Cassazione penale Sez. Unite sentenza n. 748 del 25 gennaio 1994
ECLI:IT:CASS:1994:748PEN
Massima
Massima ufficiale
Nell'omicidio tentato l'elemento psicologico richiesto dall'art. 56 comma primo, c.p. consiste nella coscienza e volontà di compiere atti univocamente diretti a cagionare la morte di una persona. Tale elemento risulta integrato non soltanto quando l'agente ha agito con l'intenzione di uccidere (dolo internazionale), ma anche quando egli si è rappresentato l'evento morte come conseguenza altamente probabile della condotta, che ciononostante ha posto in essere (dolo diretto). Agli effetti del tentativo di omicidio, deve essere qualificato dolo diretto non intenzionale, e non dolo eventuale, l'atteggiamento psichico dell'agente che, per sottrarsi alla cattura dopo una rapina, risponde al colpo di avvertimento, esploso da una guardia giurata, sparando ad altezza d'uomo cinque colpi con una pistola 44 Magnum, attingendola ad una coscia, dalla distanza di pochi metri. In tema di elemento soggettivo del reato, possono individuarsi vari livelli crescenti di intensità della volontà dolosa. Nel caso di azione posta in essere con accettazione del rischio dell'evento, si richiede all'autore una adesione di volontà, maggiore o minore, a seconda che egli consideri maggiore o minore la probabilità di verificazione dell'evento. Nel caso di evento ritenuto altamente probabile o certo, l'autore, invece, non si limita ad accettarne il rischio, ma accetta l'evento stesso, cioè lo vuole e con una intensità maggiore di quelle precedenti.

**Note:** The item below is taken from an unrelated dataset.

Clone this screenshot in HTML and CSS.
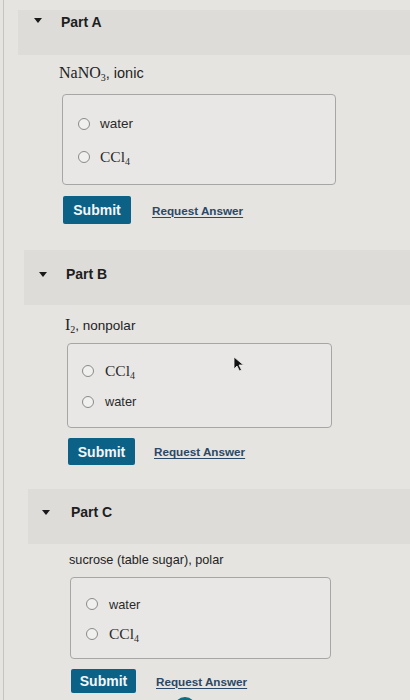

Se l'evento, oltre che accettato, è perseguito, la volontà si colloca in un ulteriore livello di gravità, e può distinguersi fra un evento voluto come mezzo necessario per raggiungere uno scopo finale ed un evento perseguito come scopo finale. Il dolo va, poi, qualificato come «eventuale» solo nel caso di accettazione del rischio, mentre negli altri casi suindicati va qualificato come «diretto» e, nell'ipotesi in cui l'evento è perseguito come scopo finale, come «intenzionale». (Con riferimento al caso di specie, relativo ad un tentato omicidio, la Cassazione ha ritenuto che dovesse qualificarsi come dolo diretto non intenzionale — e non come dolo eventuale — l'atteggiamento psichico dell'agente che, per sottrarsi alla cattura dopo una rapina, aveva risposto al colpo di avvertimento, esploso da una guardia giurata, sparando, ad altezza d'uomo ed a breve distanza, numerosi colpi con una pistola ed attingendola ad una coscia).